▶ [EXTRACTED INFORMATION]:
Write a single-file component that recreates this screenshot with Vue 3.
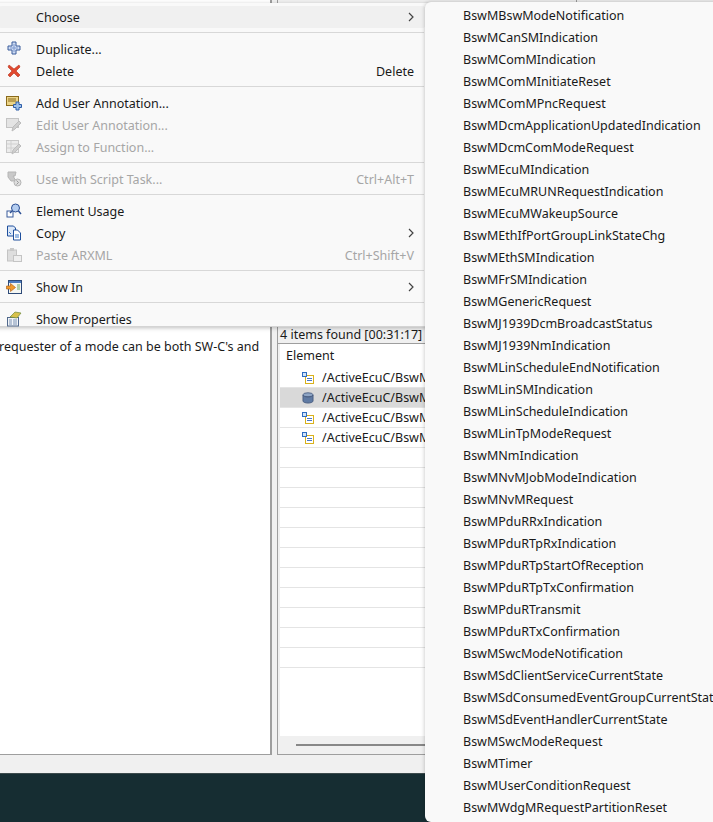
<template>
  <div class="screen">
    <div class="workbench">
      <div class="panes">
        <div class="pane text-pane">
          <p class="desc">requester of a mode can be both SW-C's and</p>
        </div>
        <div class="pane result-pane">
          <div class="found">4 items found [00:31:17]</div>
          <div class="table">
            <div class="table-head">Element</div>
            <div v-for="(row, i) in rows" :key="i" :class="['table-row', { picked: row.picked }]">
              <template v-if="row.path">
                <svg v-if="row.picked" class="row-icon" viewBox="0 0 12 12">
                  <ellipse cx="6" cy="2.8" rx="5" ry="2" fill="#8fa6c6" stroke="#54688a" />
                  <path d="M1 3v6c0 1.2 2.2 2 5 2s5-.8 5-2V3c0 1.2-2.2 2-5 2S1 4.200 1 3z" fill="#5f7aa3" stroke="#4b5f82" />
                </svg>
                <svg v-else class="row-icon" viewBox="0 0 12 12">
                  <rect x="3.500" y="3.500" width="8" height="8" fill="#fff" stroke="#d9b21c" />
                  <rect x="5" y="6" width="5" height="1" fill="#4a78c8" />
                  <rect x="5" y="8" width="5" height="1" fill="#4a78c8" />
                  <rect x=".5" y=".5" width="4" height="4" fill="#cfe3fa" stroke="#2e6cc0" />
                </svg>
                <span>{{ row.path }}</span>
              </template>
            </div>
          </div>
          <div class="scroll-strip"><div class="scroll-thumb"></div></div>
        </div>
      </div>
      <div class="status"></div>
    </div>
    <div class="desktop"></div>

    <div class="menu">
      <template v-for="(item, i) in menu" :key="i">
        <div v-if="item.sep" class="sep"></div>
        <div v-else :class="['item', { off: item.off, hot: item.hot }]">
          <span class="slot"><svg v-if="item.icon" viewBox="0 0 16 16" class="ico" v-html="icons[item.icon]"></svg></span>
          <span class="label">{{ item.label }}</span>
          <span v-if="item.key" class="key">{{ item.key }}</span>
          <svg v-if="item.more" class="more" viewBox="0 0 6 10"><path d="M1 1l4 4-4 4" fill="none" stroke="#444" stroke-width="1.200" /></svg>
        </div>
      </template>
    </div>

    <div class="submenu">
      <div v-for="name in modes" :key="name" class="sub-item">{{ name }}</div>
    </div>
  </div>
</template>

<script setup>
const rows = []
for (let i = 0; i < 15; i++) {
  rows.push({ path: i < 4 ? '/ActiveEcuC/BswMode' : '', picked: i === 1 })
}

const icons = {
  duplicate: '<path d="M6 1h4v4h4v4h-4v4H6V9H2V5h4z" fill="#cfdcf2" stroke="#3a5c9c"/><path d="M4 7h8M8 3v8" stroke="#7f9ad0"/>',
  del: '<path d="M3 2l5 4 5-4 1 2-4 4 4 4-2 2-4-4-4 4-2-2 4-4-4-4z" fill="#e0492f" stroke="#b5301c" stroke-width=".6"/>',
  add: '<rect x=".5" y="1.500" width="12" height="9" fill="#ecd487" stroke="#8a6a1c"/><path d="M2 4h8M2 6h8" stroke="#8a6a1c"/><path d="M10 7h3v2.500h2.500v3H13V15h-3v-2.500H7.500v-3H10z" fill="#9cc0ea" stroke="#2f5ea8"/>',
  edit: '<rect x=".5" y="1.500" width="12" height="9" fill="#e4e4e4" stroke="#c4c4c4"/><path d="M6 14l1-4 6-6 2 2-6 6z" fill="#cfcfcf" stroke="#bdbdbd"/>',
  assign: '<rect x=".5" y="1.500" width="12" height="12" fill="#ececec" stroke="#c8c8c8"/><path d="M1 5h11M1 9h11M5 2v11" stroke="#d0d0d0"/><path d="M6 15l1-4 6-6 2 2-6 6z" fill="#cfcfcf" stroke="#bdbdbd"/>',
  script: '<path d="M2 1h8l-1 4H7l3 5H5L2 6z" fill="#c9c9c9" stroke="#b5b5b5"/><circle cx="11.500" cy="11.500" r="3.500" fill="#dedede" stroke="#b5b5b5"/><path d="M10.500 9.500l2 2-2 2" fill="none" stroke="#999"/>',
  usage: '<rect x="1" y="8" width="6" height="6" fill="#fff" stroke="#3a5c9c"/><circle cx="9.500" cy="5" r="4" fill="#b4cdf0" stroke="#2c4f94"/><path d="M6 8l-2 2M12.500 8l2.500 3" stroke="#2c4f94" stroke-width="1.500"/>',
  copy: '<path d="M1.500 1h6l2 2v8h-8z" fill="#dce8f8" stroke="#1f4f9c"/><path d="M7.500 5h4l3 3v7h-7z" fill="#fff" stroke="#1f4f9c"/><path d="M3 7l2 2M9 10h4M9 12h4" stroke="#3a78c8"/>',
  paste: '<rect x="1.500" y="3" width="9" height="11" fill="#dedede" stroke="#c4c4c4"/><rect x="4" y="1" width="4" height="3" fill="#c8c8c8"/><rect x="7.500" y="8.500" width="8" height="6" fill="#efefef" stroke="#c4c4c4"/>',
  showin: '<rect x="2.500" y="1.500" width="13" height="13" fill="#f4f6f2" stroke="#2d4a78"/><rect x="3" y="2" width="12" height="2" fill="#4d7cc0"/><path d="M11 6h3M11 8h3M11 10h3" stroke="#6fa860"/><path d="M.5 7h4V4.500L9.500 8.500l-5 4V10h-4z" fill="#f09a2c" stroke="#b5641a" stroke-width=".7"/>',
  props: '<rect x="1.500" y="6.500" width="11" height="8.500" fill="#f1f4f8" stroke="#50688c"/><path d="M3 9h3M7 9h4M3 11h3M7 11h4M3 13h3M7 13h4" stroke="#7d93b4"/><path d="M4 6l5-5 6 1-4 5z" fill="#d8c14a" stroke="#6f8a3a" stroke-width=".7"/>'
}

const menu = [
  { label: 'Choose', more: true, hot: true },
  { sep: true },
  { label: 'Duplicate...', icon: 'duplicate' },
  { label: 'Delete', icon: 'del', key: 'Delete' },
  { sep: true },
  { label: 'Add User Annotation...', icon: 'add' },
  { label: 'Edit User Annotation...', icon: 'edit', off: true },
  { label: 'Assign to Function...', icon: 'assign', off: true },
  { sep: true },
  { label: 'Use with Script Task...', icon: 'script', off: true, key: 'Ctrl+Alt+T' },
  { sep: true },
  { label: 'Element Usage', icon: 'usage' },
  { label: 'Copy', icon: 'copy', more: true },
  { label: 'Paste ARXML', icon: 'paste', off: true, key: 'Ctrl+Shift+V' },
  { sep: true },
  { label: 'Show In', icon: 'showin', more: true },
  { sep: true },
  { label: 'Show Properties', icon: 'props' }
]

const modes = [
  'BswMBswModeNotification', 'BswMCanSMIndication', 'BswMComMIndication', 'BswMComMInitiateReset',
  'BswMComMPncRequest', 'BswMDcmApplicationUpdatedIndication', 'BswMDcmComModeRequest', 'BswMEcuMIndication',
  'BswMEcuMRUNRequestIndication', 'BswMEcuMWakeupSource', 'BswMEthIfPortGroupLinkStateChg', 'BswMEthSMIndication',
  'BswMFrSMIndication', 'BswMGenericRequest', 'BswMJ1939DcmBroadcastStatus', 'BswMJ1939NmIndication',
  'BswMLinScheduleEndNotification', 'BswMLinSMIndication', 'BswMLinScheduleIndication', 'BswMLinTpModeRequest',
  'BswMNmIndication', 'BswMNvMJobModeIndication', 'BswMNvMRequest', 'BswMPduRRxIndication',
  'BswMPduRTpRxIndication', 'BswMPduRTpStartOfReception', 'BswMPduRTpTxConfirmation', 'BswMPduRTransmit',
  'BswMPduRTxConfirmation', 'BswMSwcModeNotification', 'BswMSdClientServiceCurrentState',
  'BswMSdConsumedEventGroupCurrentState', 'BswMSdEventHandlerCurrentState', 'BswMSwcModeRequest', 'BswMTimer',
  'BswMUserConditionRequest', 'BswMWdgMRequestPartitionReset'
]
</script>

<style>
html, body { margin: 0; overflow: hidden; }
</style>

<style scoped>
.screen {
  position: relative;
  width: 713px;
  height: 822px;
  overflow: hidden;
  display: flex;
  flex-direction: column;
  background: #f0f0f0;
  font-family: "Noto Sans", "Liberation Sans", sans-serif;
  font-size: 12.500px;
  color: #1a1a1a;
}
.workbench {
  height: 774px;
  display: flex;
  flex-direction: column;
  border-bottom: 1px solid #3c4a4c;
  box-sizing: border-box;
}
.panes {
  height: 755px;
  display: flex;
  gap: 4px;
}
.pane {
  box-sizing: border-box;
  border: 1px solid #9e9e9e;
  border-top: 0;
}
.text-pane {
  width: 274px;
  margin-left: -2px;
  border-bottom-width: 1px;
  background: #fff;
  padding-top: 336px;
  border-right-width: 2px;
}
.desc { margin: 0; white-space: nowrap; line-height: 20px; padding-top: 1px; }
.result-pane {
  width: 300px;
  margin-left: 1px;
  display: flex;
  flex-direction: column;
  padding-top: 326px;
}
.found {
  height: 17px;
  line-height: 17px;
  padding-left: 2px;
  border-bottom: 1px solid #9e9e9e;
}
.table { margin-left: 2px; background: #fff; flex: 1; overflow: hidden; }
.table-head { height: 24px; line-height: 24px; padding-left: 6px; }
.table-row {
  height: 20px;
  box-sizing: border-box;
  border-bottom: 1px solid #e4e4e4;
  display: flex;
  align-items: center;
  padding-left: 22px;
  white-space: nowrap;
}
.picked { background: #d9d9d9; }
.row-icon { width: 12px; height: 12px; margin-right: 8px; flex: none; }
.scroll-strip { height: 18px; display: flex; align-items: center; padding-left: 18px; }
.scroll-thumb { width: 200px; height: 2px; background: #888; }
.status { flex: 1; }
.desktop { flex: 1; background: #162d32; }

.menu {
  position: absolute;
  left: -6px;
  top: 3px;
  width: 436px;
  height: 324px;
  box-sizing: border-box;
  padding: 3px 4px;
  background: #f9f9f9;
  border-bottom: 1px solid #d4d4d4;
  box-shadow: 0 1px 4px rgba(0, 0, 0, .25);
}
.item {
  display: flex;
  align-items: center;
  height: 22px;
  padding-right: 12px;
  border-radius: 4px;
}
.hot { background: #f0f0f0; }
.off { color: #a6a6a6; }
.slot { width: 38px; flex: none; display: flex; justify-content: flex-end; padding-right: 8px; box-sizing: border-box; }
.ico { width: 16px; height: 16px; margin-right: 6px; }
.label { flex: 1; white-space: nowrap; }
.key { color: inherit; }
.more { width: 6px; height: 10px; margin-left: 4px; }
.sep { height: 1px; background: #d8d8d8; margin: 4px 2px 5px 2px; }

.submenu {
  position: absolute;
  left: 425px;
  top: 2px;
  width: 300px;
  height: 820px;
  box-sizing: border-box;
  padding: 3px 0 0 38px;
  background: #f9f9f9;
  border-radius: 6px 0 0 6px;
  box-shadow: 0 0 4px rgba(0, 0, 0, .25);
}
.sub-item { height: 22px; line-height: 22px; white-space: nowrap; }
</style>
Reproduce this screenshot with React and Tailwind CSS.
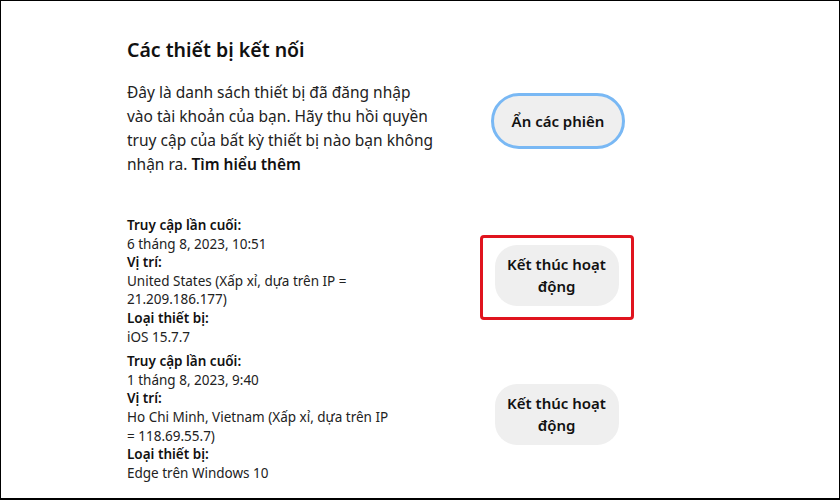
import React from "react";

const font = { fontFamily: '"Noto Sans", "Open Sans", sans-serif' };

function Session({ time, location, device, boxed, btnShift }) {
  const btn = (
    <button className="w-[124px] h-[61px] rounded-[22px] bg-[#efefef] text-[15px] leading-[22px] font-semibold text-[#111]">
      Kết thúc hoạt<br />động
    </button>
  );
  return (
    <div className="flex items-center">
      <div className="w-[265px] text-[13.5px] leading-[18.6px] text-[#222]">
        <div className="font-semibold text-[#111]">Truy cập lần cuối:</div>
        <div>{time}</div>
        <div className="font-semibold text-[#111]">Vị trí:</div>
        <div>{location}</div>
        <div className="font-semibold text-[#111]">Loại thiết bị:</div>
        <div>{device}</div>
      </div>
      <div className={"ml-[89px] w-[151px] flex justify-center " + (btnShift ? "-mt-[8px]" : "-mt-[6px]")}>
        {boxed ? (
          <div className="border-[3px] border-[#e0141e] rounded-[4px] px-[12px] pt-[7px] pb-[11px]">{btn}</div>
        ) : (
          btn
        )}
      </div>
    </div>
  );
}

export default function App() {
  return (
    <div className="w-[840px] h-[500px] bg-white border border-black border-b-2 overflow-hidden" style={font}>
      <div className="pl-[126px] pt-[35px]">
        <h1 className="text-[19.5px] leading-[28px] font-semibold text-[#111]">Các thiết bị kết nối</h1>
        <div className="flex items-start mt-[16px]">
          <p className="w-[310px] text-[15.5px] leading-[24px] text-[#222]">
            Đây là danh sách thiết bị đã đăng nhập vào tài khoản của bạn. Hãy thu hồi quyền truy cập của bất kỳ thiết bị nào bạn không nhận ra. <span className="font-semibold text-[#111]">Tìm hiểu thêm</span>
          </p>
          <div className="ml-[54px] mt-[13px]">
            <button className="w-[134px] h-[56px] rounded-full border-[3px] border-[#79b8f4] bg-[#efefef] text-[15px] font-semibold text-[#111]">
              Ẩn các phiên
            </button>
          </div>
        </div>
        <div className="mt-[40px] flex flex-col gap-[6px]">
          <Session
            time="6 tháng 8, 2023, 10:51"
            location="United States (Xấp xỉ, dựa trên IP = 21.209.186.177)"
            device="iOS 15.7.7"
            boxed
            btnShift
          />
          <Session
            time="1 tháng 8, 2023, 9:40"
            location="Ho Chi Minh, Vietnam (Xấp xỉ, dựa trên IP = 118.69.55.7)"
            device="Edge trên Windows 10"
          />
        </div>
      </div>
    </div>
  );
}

▶ [WRITTEN EXERCISE]:
Only lines that contain the word "this" are wanted; copy each of them.

▶ [THE SOLUTION]:
Write a single-file component that recreates this screenshot with Vue 3.
Reproduce this screenshot with React and Tailwind CSS.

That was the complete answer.